The blog post hiatus has ended! Here's what's new in the world o' Pablotron. First of all, the main hard drive on
vault
— my file/database/LDAP/email
server — bit the dust last Wednesday. Fortunately the drive
just started to fail (instead of dying outright). I had ample
room to do immediate backups, and I had an unused 160G drive laying
around. I spent most of Sunday afternoon and all of Monday evening,
partitioning the new drive and copying stuff back to it. As far as I
can tell, the only thing I actually lost was the words file for spamprobe
. I don't really consider that much of a
loss, since I
save all my email (even the cursed spam), so I can easily toss the
requisite good and bad corpora at spamprobe
to get things
going again. Even though I'm short a 100G drive now, the experience
overall has been a positive one. Here's some thoughts I had; maybe
they'll prevent a week of stress for someone else:
- Regular backups are just something you do. The ad-hoc
backups I've been doing are better than nothing, but they wouldn't have
done me any good if the my drive had died outright. Had the
circumstances been different, I would have lost weeks, possibly even a
month of email. My solution is (rather, will be, once everything is up
and running again) an
NFS-mounted backup
directory on every machine (obviously not for peope who don't like NFS)). Each machine will be responsible for it's
own daily and weekly backups, via
cron
. Depending on how large this data set is, I'll be burning DVDs of the backup directory contents on a weekly or bi-weekly basis. Aside: Richard (richlowe) has been advocating revision controlled config files for quite a while (eg.cvs -d pabs@cvs:/cvs co etc-files/vault
); maybe I'll give that for a spin, too. - Distribute services across machines. I've got 4 other machines
sitting around twiddling their thumbs at the moment. Any of them coud
easily be an authentication, database, email,
LDAP,
or CVS server,
but instead they're all sitting around twiddling their thumbs (to be
fair,
sumo
is my IRC /PostGres machine, but that hardly qualifies as a crippling load). - Keep extra hardware laying around. As a true geek you're already
doing this, of course :). The drive in
vault
started failing at 1:30 in the morning on a Wendesday morning. I was able to start making backups and moving stuff around right then. If I didn't have the extra hard drive, I would have been SOL for several platter-scraping hours. - Losing your spam filter settings means you get to say cool words like "corpora" on your web page.
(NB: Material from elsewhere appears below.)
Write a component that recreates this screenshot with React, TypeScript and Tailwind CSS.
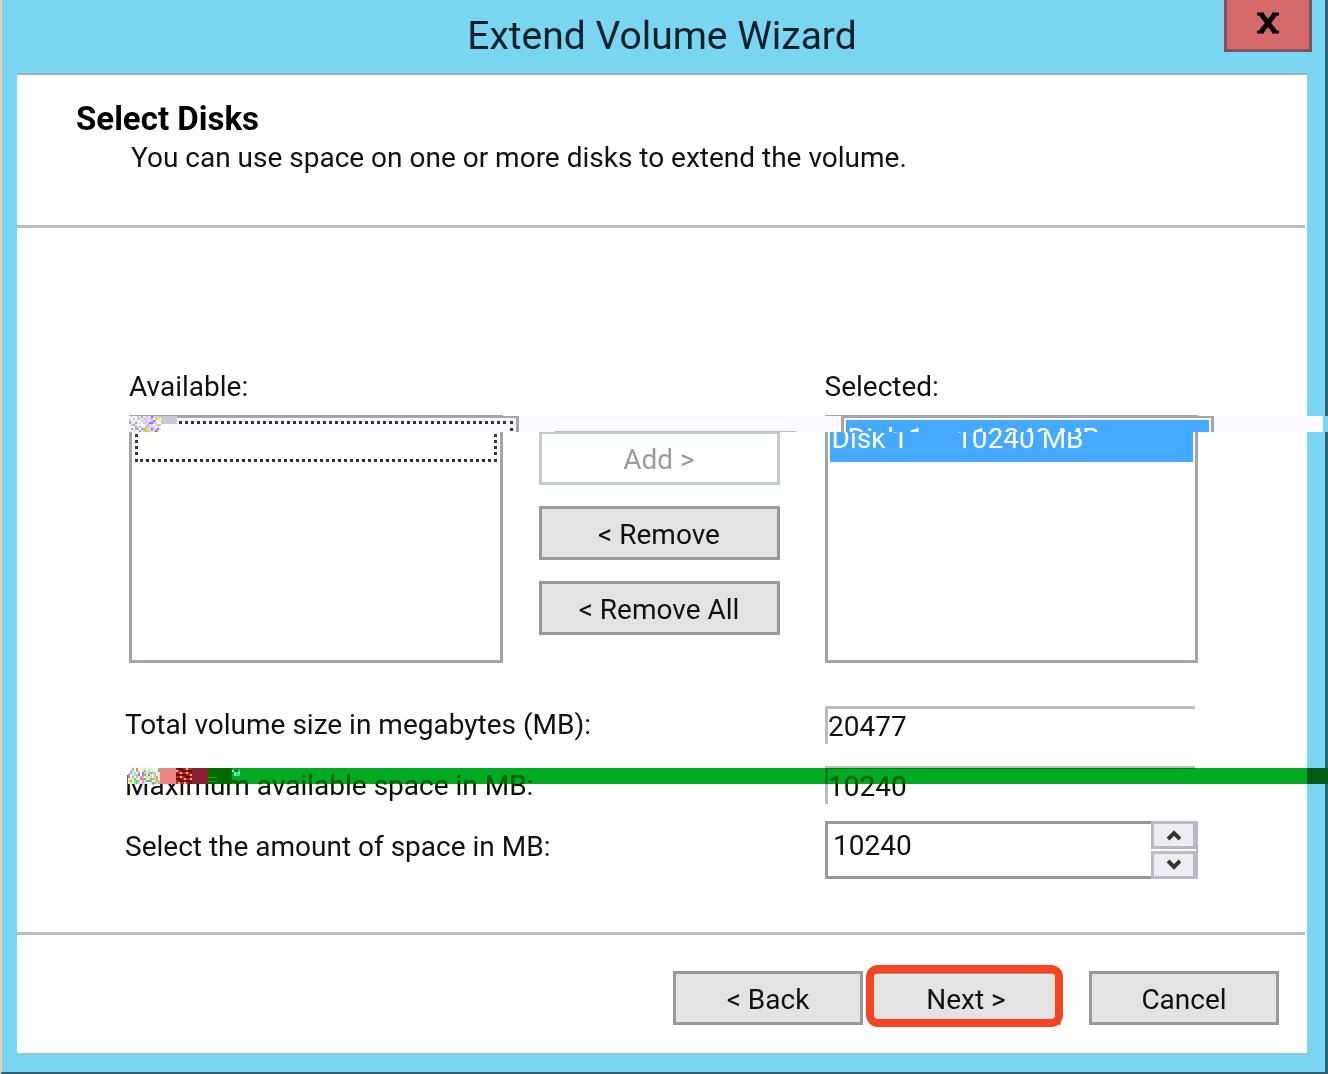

On the non-catastrophic hardware failure front, I upgraded
halcyon
to the latest Xorg, then
promptly downgraded to the latest stable release. Here's the
approximate order of events:
- Spent an hour or two configuring, compiling, and installing the latest Xorg.
- Ran X, and found out that the proprietary NVidia driver isn't compatible with the latest CVS snapshot of Xorg.
- Discovered just how painful the composite
extension is without hardware acceleration by foolishly attempting
to run X using the
nv
driver. Hint: Imagine using Netscape Navigator 3.0 on your old Commodore 64 with Photoshop doing an RLE Gaussian Blur on a 100 meg image in the background. - Promptly downgraded to the stable release, cursing both NVidia for their proprietary sillyness, and the bastards at freedesktop.org for having the audacity to make source code changes that inconvenienced me. I spent plenty of time on this step, so go ahead and re-read that last paragraph a couple of times.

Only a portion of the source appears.